Records shown:

↓↓↓

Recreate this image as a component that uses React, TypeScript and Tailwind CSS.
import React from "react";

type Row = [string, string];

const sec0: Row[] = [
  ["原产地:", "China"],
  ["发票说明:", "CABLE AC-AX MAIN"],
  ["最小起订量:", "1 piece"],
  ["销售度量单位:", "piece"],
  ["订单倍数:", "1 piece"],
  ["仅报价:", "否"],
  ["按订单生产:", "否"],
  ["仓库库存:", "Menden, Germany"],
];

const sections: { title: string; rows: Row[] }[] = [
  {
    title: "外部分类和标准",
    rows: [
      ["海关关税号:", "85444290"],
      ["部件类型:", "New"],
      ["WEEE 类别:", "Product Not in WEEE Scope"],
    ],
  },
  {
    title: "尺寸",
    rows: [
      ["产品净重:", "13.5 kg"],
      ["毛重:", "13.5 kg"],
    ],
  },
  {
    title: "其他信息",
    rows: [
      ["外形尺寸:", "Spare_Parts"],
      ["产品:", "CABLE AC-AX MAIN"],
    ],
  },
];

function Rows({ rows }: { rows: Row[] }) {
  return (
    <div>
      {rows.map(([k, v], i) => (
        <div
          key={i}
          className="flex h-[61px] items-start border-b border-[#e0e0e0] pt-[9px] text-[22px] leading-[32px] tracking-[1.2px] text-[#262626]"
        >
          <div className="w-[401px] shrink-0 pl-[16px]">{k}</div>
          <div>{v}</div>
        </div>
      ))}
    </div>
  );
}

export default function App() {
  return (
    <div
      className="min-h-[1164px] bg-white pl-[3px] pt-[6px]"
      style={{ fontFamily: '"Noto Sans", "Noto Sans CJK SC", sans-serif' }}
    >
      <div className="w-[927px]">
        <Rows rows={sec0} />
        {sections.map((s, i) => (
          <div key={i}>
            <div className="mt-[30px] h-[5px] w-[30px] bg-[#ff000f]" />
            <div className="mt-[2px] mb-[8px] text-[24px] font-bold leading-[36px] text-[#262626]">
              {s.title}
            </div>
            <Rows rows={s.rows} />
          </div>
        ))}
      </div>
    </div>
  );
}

↑↑↑
↓↓↓

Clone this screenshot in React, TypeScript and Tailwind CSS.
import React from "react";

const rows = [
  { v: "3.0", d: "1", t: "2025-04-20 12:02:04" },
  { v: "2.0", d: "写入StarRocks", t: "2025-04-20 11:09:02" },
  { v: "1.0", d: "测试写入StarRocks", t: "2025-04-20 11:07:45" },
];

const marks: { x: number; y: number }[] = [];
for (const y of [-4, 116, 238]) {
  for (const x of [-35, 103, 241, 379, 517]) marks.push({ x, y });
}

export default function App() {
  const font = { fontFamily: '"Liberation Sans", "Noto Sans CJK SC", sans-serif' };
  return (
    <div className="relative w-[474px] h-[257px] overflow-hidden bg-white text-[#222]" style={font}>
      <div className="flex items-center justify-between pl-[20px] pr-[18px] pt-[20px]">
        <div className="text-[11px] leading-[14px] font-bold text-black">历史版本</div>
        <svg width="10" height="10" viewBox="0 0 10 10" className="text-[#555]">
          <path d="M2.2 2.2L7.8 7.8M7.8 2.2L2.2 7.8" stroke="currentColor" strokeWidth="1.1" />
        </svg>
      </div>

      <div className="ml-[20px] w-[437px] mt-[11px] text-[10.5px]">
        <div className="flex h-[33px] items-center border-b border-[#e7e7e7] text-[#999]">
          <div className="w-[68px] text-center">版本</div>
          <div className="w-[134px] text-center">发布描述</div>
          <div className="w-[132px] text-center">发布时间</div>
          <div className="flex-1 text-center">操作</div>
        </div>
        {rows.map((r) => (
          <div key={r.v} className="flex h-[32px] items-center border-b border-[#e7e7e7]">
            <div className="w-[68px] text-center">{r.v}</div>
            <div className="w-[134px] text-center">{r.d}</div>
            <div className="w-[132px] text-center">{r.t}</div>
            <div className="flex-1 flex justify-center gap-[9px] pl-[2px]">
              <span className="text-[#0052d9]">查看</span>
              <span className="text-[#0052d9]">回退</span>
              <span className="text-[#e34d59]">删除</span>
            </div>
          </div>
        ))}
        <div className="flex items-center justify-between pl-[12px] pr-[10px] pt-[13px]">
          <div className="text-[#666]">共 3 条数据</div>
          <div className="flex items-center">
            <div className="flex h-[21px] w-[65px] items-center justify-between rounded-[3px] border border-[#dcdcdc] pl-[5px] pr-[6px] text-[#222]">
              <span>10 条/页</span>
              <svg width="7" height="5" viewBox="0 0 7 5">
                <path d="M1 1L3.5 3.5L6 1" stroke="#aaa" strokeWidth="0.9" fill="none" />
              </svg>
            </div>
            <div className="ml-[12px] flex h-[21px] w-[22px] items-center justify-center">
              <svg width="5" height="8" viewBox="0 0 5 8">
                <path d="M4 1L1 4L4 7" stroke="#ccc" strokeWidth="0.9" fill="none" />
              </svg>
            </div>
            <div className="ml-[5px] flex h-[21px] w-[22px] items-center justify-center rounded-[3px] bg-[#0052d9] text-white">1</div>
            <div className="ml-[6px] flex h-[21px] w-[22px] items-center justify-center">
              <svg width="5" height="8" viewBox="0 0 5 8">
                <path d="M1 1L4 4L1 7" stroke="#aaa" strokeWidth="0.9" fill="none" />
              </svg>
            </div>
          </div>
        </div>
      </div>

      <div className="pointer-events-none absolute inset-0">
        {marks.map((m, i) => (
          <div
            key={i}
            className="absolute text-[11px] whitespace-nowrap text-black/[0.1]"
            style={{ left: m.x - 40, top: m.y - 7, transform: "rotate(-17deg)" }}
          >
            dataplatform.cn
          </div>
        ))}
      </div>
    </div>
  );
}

↑↑↑

Stated task:
Above are the records. Identify each line that contains the word "React".

Answer to this problem:
Recreate this image as a component that uses React, TypeScript and Tailwind CSS.
import React from "react";
Clone this screenshot in React, TypeScript and Tailwind CSS.
import React from "react";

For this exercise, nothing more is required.